Não me arrependo de nada e tenho um sadio orgulho dessa luta. As funções políticas hoje não exigem aquela forma de luta, porém se as liberdades democráticas fosse suprimidas e não restasse alternativa, eu faria tudo outra vez.

É sofrido rever essas memórias na tela?

Mais sofrido foi ter vivido isso que o livro e o filme retratam. O livro, de toda minha obra, foi o que mais me exigiu. Foram 10 anos. Fiquei muito comovido ao assistir o filme. Mexeu com minhas entranhas, minha consciência, minha memória. Considero o filme um coroamento do livro. Estou feliz com o fato do longa-metragem trazer à tona todas estas histórias. Neste sentido, a arte cinematográfica tem mais alcance que a literatura.

De uma certa maneira, a esquerda do país foi assimilada pelo poder, perdeu a maior parte de seu significado ideológico e repete as práticas do fisiologismo político. De onde esperar novas forças de renovação social?
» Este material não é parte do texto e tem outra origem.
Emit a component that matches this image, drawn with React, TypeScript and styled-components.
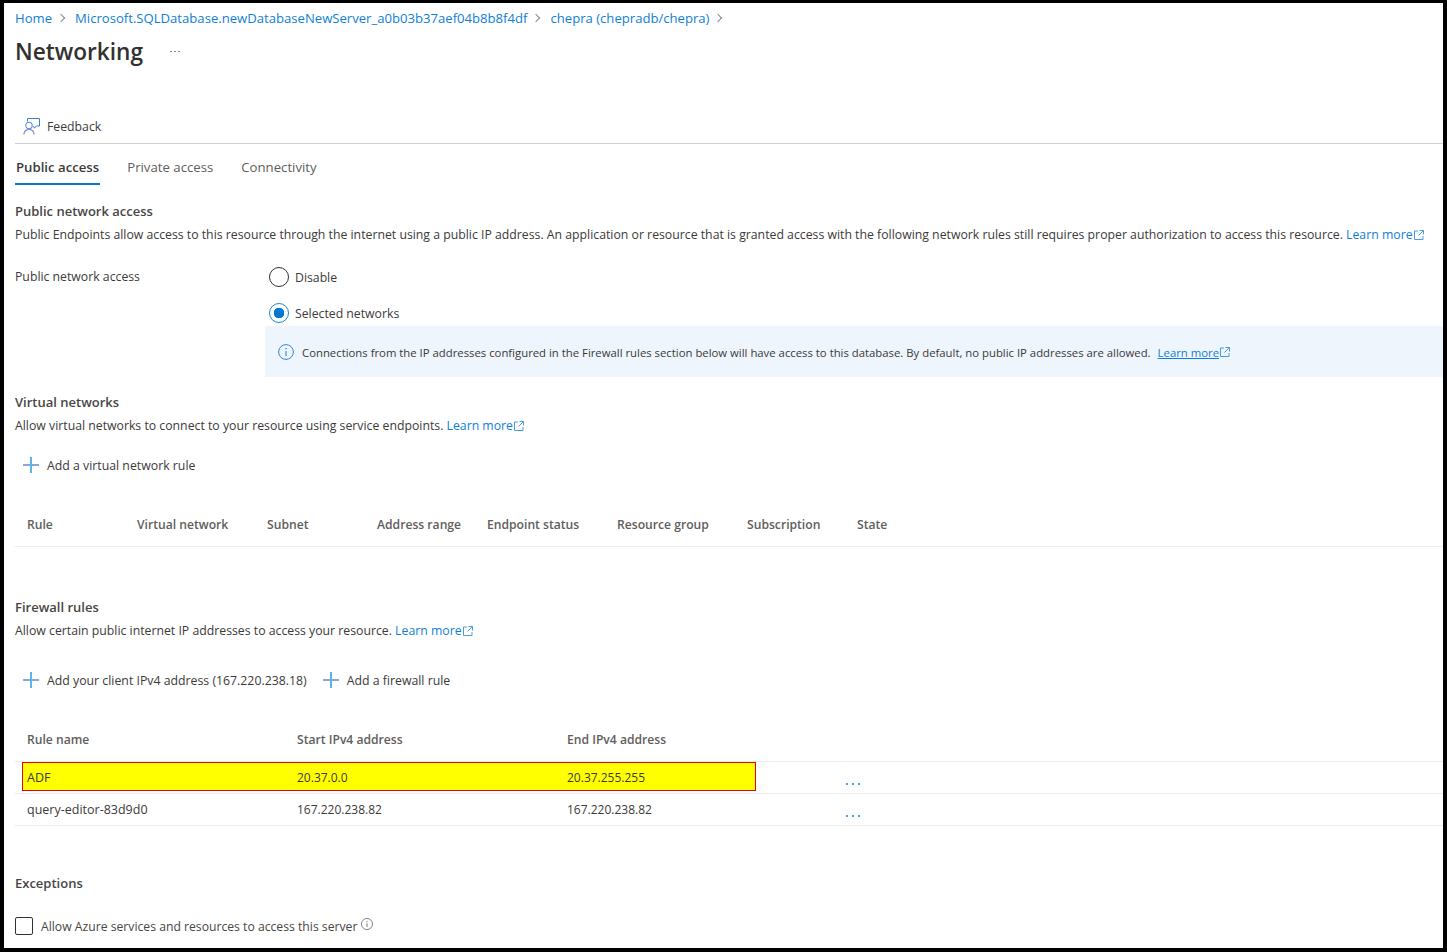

Dos movimentos populares como o MST, as comunidades eclesiais de base e tantos outros que teimam em acreditar em um outro mundo possível. E em outro Brasil possível. Durante um certo período acreditei que meu tempo pessoal coincidiria com o tempo histórico. Hoje, estou convencido que isso não acontecerá. Porém, insisto em morrer semente. Como dizia Henfil, "se não semearmos flores, não haverá primavera".

Betto, como é lidar com tantas transformações no comportamento na atualidade, como nos casamentos, no sexo, dentro da igreja católica? Como é preservar a fé nos dogmas e na hierarquia sem se distanciar dos jovens e das transformações sociais?
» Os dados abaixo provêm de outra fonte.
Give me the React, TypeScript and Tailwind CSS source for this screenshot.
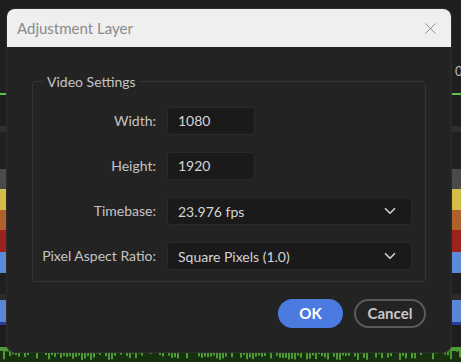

Deus é amor. E o amor engloba todas as situações humanas e todas as mutações da vida. O meu critério são as bem-aventuranças do evangelho. Todos aqueles que lutam, movidos por fome e sede de justiça, convivem com a proposta de Jesus. A minha fé não está baseada em proibir, e sim em um encontro amoroso com o próximo e, portanto, com Deus.

Se pudesse, o que você acrescentaria ao filme "Batismo de sangue?"

Acrescentaria mais duas horas para que o Helvécio Ratton pudesse exibir muito mais detalhes de toda a história. O filme é uma condensação primorosa de tudo o que ocorreu, porém, assim como eu escrevi para o Helvécio ao dedicar-lhe o livro, "a vida extrapola a ficção". A história real continua também extrapolando o filme.